College students join Kaepernick


Photo courtesy of Wikimedia Commons

Mike Finnegan

Among the college athletes who joined the protest this past weekend are eight players from the University of Michigan and three players from Michigan State University. All eleven players raised their fists in the air, rather than sit or kneel, just before the start of the game.

“That’s your choice, and it’s influenced by what you’ve experienced in this world,” said Michigan State coach Mark Dantonio to as he recalled what he told to his players before the game. “So whether someone salutes, puts their hand over their heart or does something else, 
everybody has a choice to make.”

In addition to the players around the NCAA joining the protest, student spectators at the sporting events have begun to join in. After Eastern Michigan University had graffiti of racial slurs painted on their campus earlier in the week, a large group of students all wearing black shirts began protesting at their school’s football game on Friday. While the national anthem was played before the football team was out on the field, due to university officials citing safety concerns, the group of students stood with fists raised throughout 
the anthem.

In culmination of the protest, after chanting, “we stand up, we fight back, when black lives are under attack,” the Eastern Michigan students marched onto the field at the end of the game to gather at center field for a Black Power salute.

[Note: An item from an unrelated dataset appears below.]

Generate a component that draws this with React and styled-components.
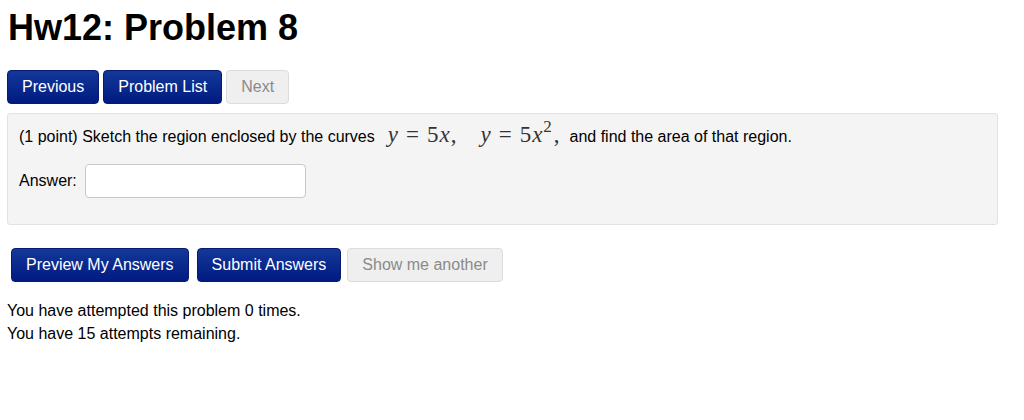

A similar student protest took place at UNC on Saturday with as many as 75 black and white students, all wearing black shirts, sitting with fists raised in the air during the playing of the national anthem.

Just prior to the new protests this weekend, President Barack Obama invited Tommie Smith and John Carlos to speak with him at the White House. Smith and Carlos are the 1968 Olympians that held the Black Power salute on the podium in Mexico City 48 years ago.